Alambrados por doquier cubiertos de enredaderas de burucuyá y campanitas azules, que también bajaban por los terraplenes de las vías del tren que pasaba por la esquina de la casa paterna…
Guitarreros absorbiendo polen de las hermosas pasionarias, prestaban un sonido instrumental… inaugurando grandes orquestas, donde tomar por un rato a uno de ellos nos permitía escuchar un concierto al oído.
Cuando la flor se transformaba en fruto, recogíamos para el juego las anaranjadas formas ovaladas y nos adornábamos con hermosos collares a los que llamábamos botones de oro. Y así, los traspasábamos con aguja e hilo para fabricarnos collares amarillos… Carnosos botones amarillos que cubrían las zanjas bordeadas de gramilla, donde nos sentábamos a imaginar y recrear la infancia…
Nos coronábamos con flores silvestres…, y las mariposas revoloteaban sobre nuestras cabezas, tal vez queriendo jugar también ellas… Llegaban en grandes migraciones, blancas (lecheras) o tilines rojizos.
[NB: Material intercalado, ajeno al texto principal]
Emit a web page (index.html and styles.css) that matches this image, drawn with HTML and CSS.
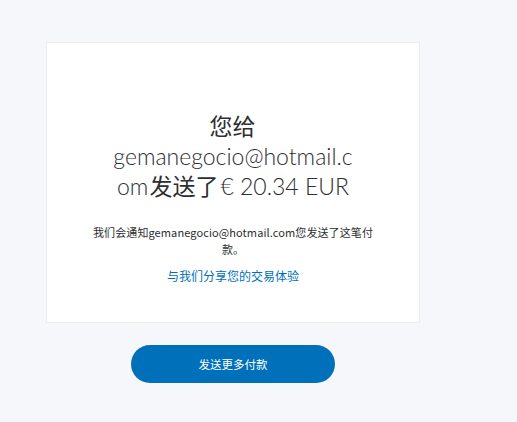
FILE: index.html
```html
<!DOCTYPE html>
<html lang="zh">
<head>
    <meta charset="UTF-8">
    <meta name="viewport" content="width=device-width, initial-scale=1.0">
    <title>付款已发送</title>
    <link rel="stylesheet" href="styles.css">
</head>
<body>
    <div class="wrap">
        <div class="card">
            <h1 class="title"><span class="cjk">您给</span><br>gemanegocio@hotmail.com<span class="cjk">发送了</span>€ 20.34 EUR</h1>
            <p class="note">我们会通知gemanegocio@hotmail.com您发送了这笔付款。</p>
            <a class="share" href="#">与我们分享您的交易体验</a>
        </div>
        <button class="more" type="button">发送更多付款</button>
    </div>
</body>
</html>
```

FILE: styles.css
```css
body {
    margin: 0;
    background-color: #f5f7fa;
    font-family: Lato, "Noto Sans CJK SC", sans-serif;
    color: #2c2e2f;
}

.wrap {
    width: 374px;
    margin-left: 46px;
    padding-top: 42px;
    display: flex;
    flex-direction: column;
    align-items: center;
}

.card {
    box-sizing: border-box;
    width: 374px;
    height: 281px;
    background-color: #fff;
    border: 1px solid #eaeced;
    padding: 68px 40px 0;
    text-align: center;
}

.title {
    width: 250px;
    margin: 0 auto;
    font-size: 23px;
    line-height: 30px;
    font-weight: 300;
    color: #2c2e2f;
    word-break: break-all;
}

.title .cjk {
    display: inline-block;
    height: 30px;
    margin: 0 2px 0 1px;
    font-weight: 400;
}

.note {
    margin: 23px 0 0;
    font-size: 11px;
    line-height: 17px;
    letter-spacing: 0.1px;
    font-family: "Noto Sans CJK SC", sans-serif;
    word-break: break-all;
}

.share {
    display: inline-block;
    margin-top: 9px;
    font-size: 12px;
    color: #0070ba;
    text-decoration: none;
    font-family: "Noto Sans CJK SC", sans-serif;
}

.more {
    margin-top: 22px;
    width: 204px;
    height: 38px;
    border: none;
    border-radius: 19px;
    background-color: #0070ba;
    color: #fff;
    font-size: 11.5px;
    font-family: "Noto Sans CJK SC", sans-serif;
    cursor: pointer;
}
```
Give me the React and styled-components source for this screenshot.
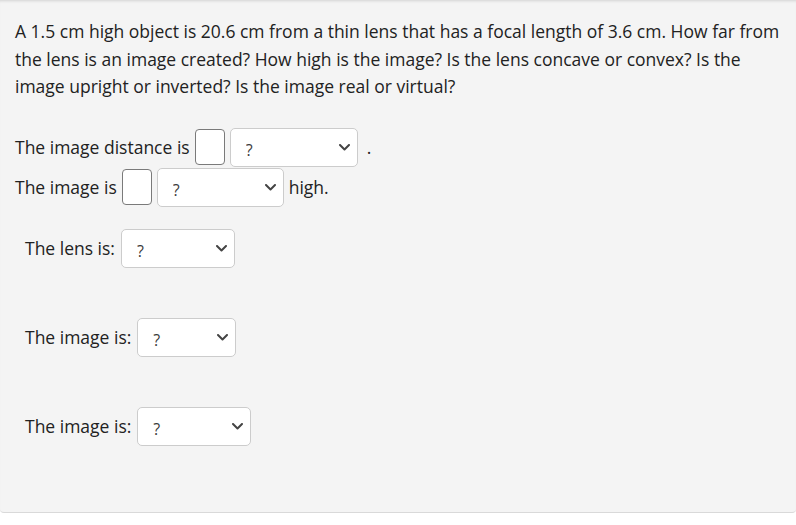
import React from "react";
import styled, { createGlobalStyle } from "styled-components";

const Global = createGlobalStyle`
  html, body { margin: 0; padding: 0; background: #ffffff; }
  body { font-family: "Open Sans", "Noto Sans", sans-serif; color: #222; }
`;

const Panel = styled.div`
  box-sizing: border-box;
  height: 513px;
  background: #f4f4f4;
  border-radius: 0 0 4px 4px;
  border-bottom: 1px solid #d9d9d9;
  box-shadow: inset 0 3px 3px -2px rgba(0, 0, 0, 0.14);
  padding: 18px 10px 0 15px;
`;

const Question = styled.p`
  margin: 0;
  font-size: 17.5px;
  line-height: 27.5px;
`;

const Answers = styled.div`
  margin-top: 27px;
  display: flex;
  flex-direction: column;
`;

const Row = styled.div`
  display: flex;
  align-items: center;
  gap: ${(p) => p.$gap || 5}px;
  height: 39px;
  margin-top: ${(p) => p.$top || 0}px;
  padding-left: ${(p) => p.$indent || 0}px;
  font-size: 17.5px;
`;

const Label = styled.span`
  white-space: nowrap;
  margin-left: ${(p) => p.$ml || 0}px;
`;

const NumBox = styled.input`
  box-sizing: border-box;
  width: 30px;
  height: 36px;
  margin: 0;
  padding: 0 4px;
  background: #fff;
  border: 1px solid #7a7a7a;
  border-radius: 4px;
  font-family: inherit;
  font-size: 16px;
  outline: none;
`;

const SelectWrap = styled.span`
  position: relative;
  display: inline-flex;
  width: ${(p) => p.$w}px;
  height: 39px;
`;

const Select = styled.select`
  appearance: none;
  -webkit-appearance: none;
  box-sizing: border-box;
  width: 100%;
  height: 100%;
  margin: 0;
  padding: 5px 24px 0 15px;
  background: #fff;
  border: 1px solid #cccccc;
  border-radius: 5px;
  font-family: "Open Sans", "Noto Sans", sans-serif;
  font-size: 16px;
  color: #3a3a3a;
  outline: none;
`;

const Chevron = styled.svg`
  position: absolute;
  right: 8px;
  top: 50%;
  margin-top: -3px;
  width: 11px;
  height: 7px;
  pointer-events: none;
`;

function Dropdown({ width }) {
  return (
    <SelectWrap $w={width}>
      <Select defaultValue="?">
        <option value="?">?</option>
      </Select>
      <Chevron viewBox="0 0 11 7">
        <path d="M1 1 L5.5 5.5 L10 1" fill="none" stroke="#444" strokeWidth="2" strokeLinecap="round" strokeLinejoin="round" />
      </Chevron>
    </SelectWrap>
  );
}

export default function App() {
  return (
    <>
      <Global />
      <Panel>
        <Question>
          A 1.5 cm high object is 20.6 cm from a thin lens that has a focal length of 3.6 cm. How far from
          the lens is an image created? How high is the image? Is the lens concave or convex? Is the image
          upright or inverted? Is the image real or virtual?
        </Question>
        <Answers>
          <Row>
            <Label>The image distance is</Label>
            <NumBox type="text" aria-label="image distance" />
            <Dropdown width={128} />
            <Label $ml={4}>.</Label>
          </Row>
          <Row $top={1}>
            <Label>The image is</Label>
            <NumBox type="text" aria-label="image height" />
            <Dropdown width={127} />
            <Label>high.</Label>
          </Row>
          <Row $top={22} $indent={10} $gap={6}>
            <Label>The lens is:</Label>
            <Dropdown width={114} />
          </Row>
          <Row $top={50} $indent={10} $gap={6}>
            <Label>The image is:</Label>
            <Dropdown width={99} />
          </Row>
          <Row $top={50} $indent={10} $gap={6}>
            <Label>The image is:</Label>
            <Dropdown width={114} />
          </Row>
        </Answers>
      </Panel>
    </>
  );
}
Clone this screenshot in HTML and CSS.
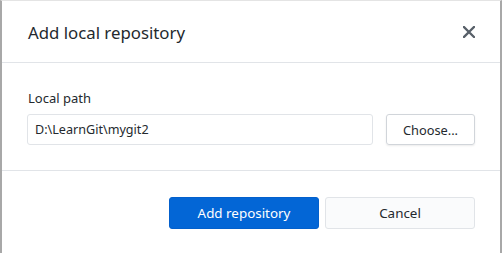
FILE: index.html
```html
<!DOCTYPE html>
<html>
<head>
<meta charset="utf-8">
<link rel="stylesheet" href="styles.css">
</head>
<body>
<div class="dialog">
  <div class="header">
    <div class="title">Add local repository</div>
    <div class="close">
      <svg width="12" height="12" viewBox="0 0 12 12"><path d="M1 1L11 11M11 1L1 11" stroke="#586069" stroke-width="2.3" stroke-linecap="square"/></svg>
    </div>
  </div>
  <div class="body">
    <div class="label">Local path</div>
    <div class="row">
      <div class="input">D:\LearnGit\mygit2</div>
      <div class="choose">Choose...</div>
    </div>
  </div>
  <div class="footer">
    <div class="btn primary">Add repository</div>
    <div class="btn secondary">Cancel</div>
  </div>
</div>
</body>
</html>
```
FILE: styles.css
```css
html, body { margin: 0; padding: 0; background: #fff; }
body { font-family: "Noto Sans", "Open Sans", sans-serif; color: #24292e; }
.dialog {
  width: 498px;
  height: 252px;
  border-top: 1px solid #e4e4e4;
  border-left: 2px solid #a8a8a8;
  border-right: 2px solid #a8a8a8;
  background: #fff;
  display: flex;
  flex-direction: column;
}
.header {
  height: 62px;
  box-sizing: border-box;
  border-bottom: 1px solid #e1e4e8;
  display: flex;
  align-items: center;
  justify-content: space-between;
  padding: 1px 25px 0 26px;
}
.title { font-size: 16.8px; color: #24292e; }
.close { width: 12px; height: 12px; display: flex; }
.body {
  height: 108px;
  box-sizing: border-box;
  border-bottom: 1px solid #e1e4e8;
  padding: 27px 25px 0 25px;
}
.label { font-size: 13px; line-height: 17px; color: #24292e; margin-bottom: 7px; padding-left: 1px; }
.row { display: flex; gap: 13px; }
.input {
  width: 346px;
  height: 31px;
  box-sizing: border-box;
  border: 1px solid #e1e4e8;
  border-radius: 3px;
  font-size: 12.6px;
  line-height: 30px;
  padding-left: 7px;
  color: #24292e;
}
.choose {
  width: 89px;
  height: 31px;
  box-sizing: border-box;
  border: 1px solid #d1d5da;
  border-radius: 3px;
  box-shadow: 0 1px 2px rgba(0,0,0,0.08);
  font-size: 12.8px;
  line-height: 30px;
  text-align: center;
  color: #24292e;
}
.footer {
  display: flex;
  justify-content: flex-end;
  gap: 6px;
  padding: 26px 25px 0 0;
}
.btn {
  width: 150px;
  height: 32px;
  box-sizing: border-box;
  border-radius: 3px;
  font-size: 13.4px;
  line-height: 30px;
  text-align: center;
}
.primary { background: #0366d6; color: #fff; border: 1px solid #0360cc; }
.secondary { background: #fafbfc; color: #24292e; border: 1px solid #e1e4e8; }
```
De tanto en tanto limoneros grandotes, amarillos con filetes negros marcaban con su vuelo ligero la imposibilidad de ser atrapados…
Paraísos en mi vereda que refrescaban las tardecitas con perfumes especiales, mientras los bichitos de luz encendían sus luces amarillas…
Sentarse en las veredas entre vecinos de largas charlas, mientras las escondidas se multiplicaban. Ése sí que era uno de los juegos mas esperados por nosotros… Y después dormir feliz y profundamente, sabiendo que habíamos jugado tanto… Jugado tanto.